The major firms in the cobalt trade are Huayou Cobalt, Apple Inc, Huawei Technologies Co, and Microsoft Corporation. Others are car manufacturers BMW Group, Daimler AG and Tesla Inc, and battery cell manufacturers such as Samsung SDI Co Ltd and LG Chem Ltd.

Mining conditions

But the conditions in which cobalt is extracted has left human-rights organisations pointing an accusing finger at miners and manufacturers.

As the 12th Organisation for Economic Cooperation and Development (OECD) Forum on Responsible Mineral Supply Chains was held in Paris on April 17, Amnesty International urged zero tolerance for miners who continue to profit from human-rights abuses in the cobalt mines.

In DRC’s southern province of Lualaba, where the richest deposits are found, digging for cobalt by hand is not a choice: It is the surest way to earn a living. Artisanal mining accounted for about 15 per cent of Congo’s cobalt output in 2017, according to Darton Commodities.

But the artisanal production puts corporate behemoths in a public relations bind. The pits can be dangerous and Amnesty International found children involved in sorting, washing, crushing and carrying cobalt.

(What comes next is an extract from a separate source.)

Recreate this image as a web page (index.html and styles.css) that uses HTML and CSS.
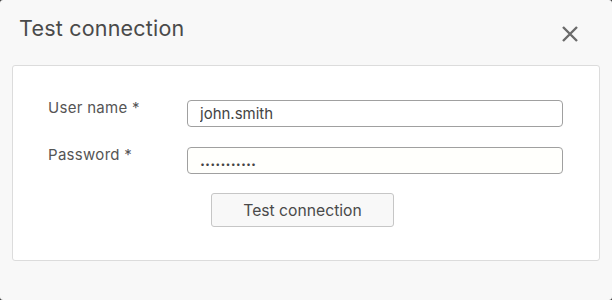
FILE: index.html
```html
<!DOCTYPE html>
<html lang="en">
<head>
<meta charset="utf-8">
<title>Test connection</title>
<link rel="stylesheet" href="styles.css">
</head>
<body>
<div class="dialog">
  <header class="dialog-header">
    <h1 class="dialog-title">Test connection</h1>
    <button class="close-btn" aria-label="Close">
      <svg width="18" height="18" viewBox="0 0 18 18" aria-hidden="true"><path d="M2 2 L16 16 M16 2 L2 16" stroke="#6b6b6b" stroke-width="2.4" stroke-linecap="butt" fill="none"/></svg>
    </button>
  </header>
  <section class="panel">
    <form class="form">
      <label class="label" for="user">User name *</label>
      <input class="field" id="user" type="text" value="john.smith">
      <label class="label" for="pass">Password *</label>
      <input class="field field-pass" id="pass" type="text" value="...........">
      <div class="actions">
        <button type="button" class="btn">Test connection</button>
      </div>
    </form>
  </section>
</div>
</body>
</html>
```

FILE: styles.css
```css
* { box-sizing: border-box; }
html, body { margin: 0; padding: 0; }
body {
  background: #3a3a3a;
  font-family: Inter, Roboto, "Liberation Sans", sans-serif;
  width: 612px;
  height: 300px;
}
.dialog {
  width: 612px;
  height: 300px;
  background: #f8f8f8;
  border-radius: 3px;
  display: flex;
  flex-direction: column;
}
.dialog-header {
  height: 65px;
  display: flex;
  align-items: flex-start;
  justify-content: space-between;
  padding: 0 33px 0 19px;
}
.dialog-title {
  margin: 15px 0 0;
  font-size: 21.5px;
  font-weight: 400;
  color: #4a4a4a;
  letter-spacing: 0.2px;
}
.close-btn {
  margin-top: 25px;
  padding: 0;
  border: 0;
  background: none;
  width: 18px;
  height: 18px;
  display: flex;
}
.panel {
  margin: 0 12px;
  height: 196px;
  background: #fff;
  border: 1px solid #dcdcdc;
  border-radius: 3px;
  padding: 34px 36px 0 35px;
}
.form {
  display: grid;
  grid-template-columns: 139px 1fr;
  row-gap: 20px;
  align-items: start;
}
.label {
  font-size: 15px;
  letter-spacing: 0.3px;
  color: #555;
  line-height: 18px;
  margin-top: -1px;
}
.field {
  height: 27px;
  width: 100%;
  border: 1px solid #a0a0a0;
  border-radius: 4px;
  padding: 0 12px;
  font-family: inherit;
  font-size: 15px;
  color: #444;
  background: #fff;
}
.field-pass {
  font-weight: 700;
  letter-spacing: 0.1px;
  background: #fffffc;
}
.actions {
  grid-column: 1 / -1;
  display: flex;
  justify-content: center;
  margin-top: -1px;
  padding-right: 6px;
}
.btn {
  width: 183px;
  height: 34px;
  border: 1px solid #c6c6c6;
  border-radius: 3px;
  background: #f8f8f8;
  font-family: inherit;
  font-size: 15.7px;
  color: #4a4a4a;
  padding: 0;
}
```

“We are calling on states and companies alike to put human rights, not profit margins, at the heart of their discussions,” said Seema Joshi, head of business and human rights at Amnesty International.

“In particular, companies need to take concrete steps towards addressing the suffering of victims and providing effective reparations. Even if a company has stopped sourcing from high risk areas, it still has a responsibility to help people who have suffered past human rights abuses linked to its business to rebuild their lives.”

Investigations by Amnesty have revealed that all multinational corporations mining cobalt in the DRC have failed to conduct human-rights due diligence in line with international standards.

The Amnesty report, “Time to Recharge: Corporate Action and Inaction to Tackle Abuses in the Cobalt Supply Chain,” shows that that children as young as seven are scavenging for rocks containing cobalt and those involved with mining frequently suffer from chronic illnesses.

Government failure

The DRC government has also failed to adequately enforce the prohibition against child labour in artisanal mining.

According to the government’s estimates, 20 per cent of the cobalt currently exported from the country comes from miners in the southern part of the country. There are 110,000 to 150,000 miners in this region, who work alongside industrial operations.
In Kolwezi, the capital of Lualaba Province, the government is trying something new: Regulating the informal activity to show that it can be done safely.

If successful, the initiative will protect thousands of livelihoods. It could also keep more of the revenue from cobalt production — currently dominated by foreign firms who repatriate profits — inside the country.

“The problem has been the same for 20 years — accidents were very frequent because the exploitation was done in a completely anarchic, unsupervised way,” Richard Muyej, the governor of Lualaba, said in an interview. “We’re finally going to do something about it.”